Returning our attention to blockchain, Karolina Marzantowicz and Maciej Jedrzejczyk present a detailed discussion of DLT, specifically focusing on the consensus mechanisms that enable digital trust. These are among the critical design aspects that organizations should consider when developing a blockchain-based system so as to find the optimal balance between scalability and transaction performance.
Our final article in this issue focuses on the rapidly evolving world of payments. When one considers payments exemplars, Asia leads the way, and there are many lessons that can be learned in terms of successfully embedding payments as a seamless experience within the digital business ecosystem.

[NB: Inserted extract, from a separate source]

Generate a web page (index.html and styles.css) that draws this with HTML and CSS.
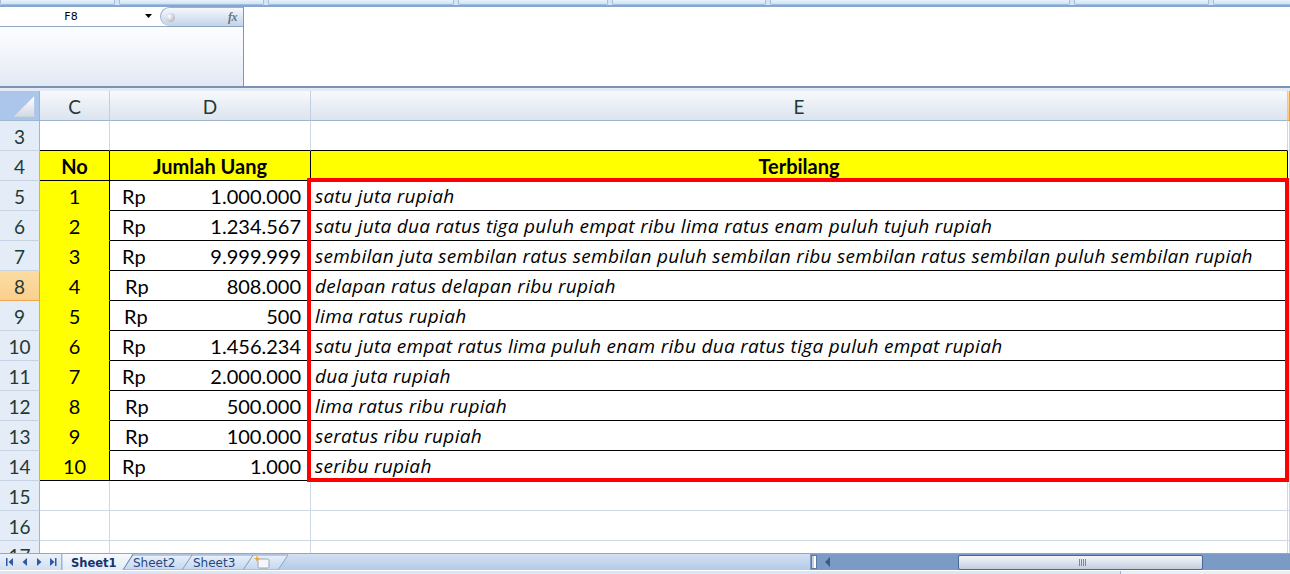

In his article, Andy Yee applies a three-layered network model to show how “networks, devices, and applications drive and support each other in a virtuous cycle” of payments innovation. Among the benefits of such innovation, Yee claims, are economic growth, inclusion of the previously unbanked, and reduction of the “shadow economy.”
We hope the articles in this issue of CBTJ will advance the state of the knowledge for all readers, regardless of your specific area of interest in fintech. Whether you wish to gain an overview of the emerging fintech themes, broaden your knowledge of blockchain technology, or understand the impact these technologies are having on the insurance and payments industries, there are learnings for you here as you continue on your fintech journey.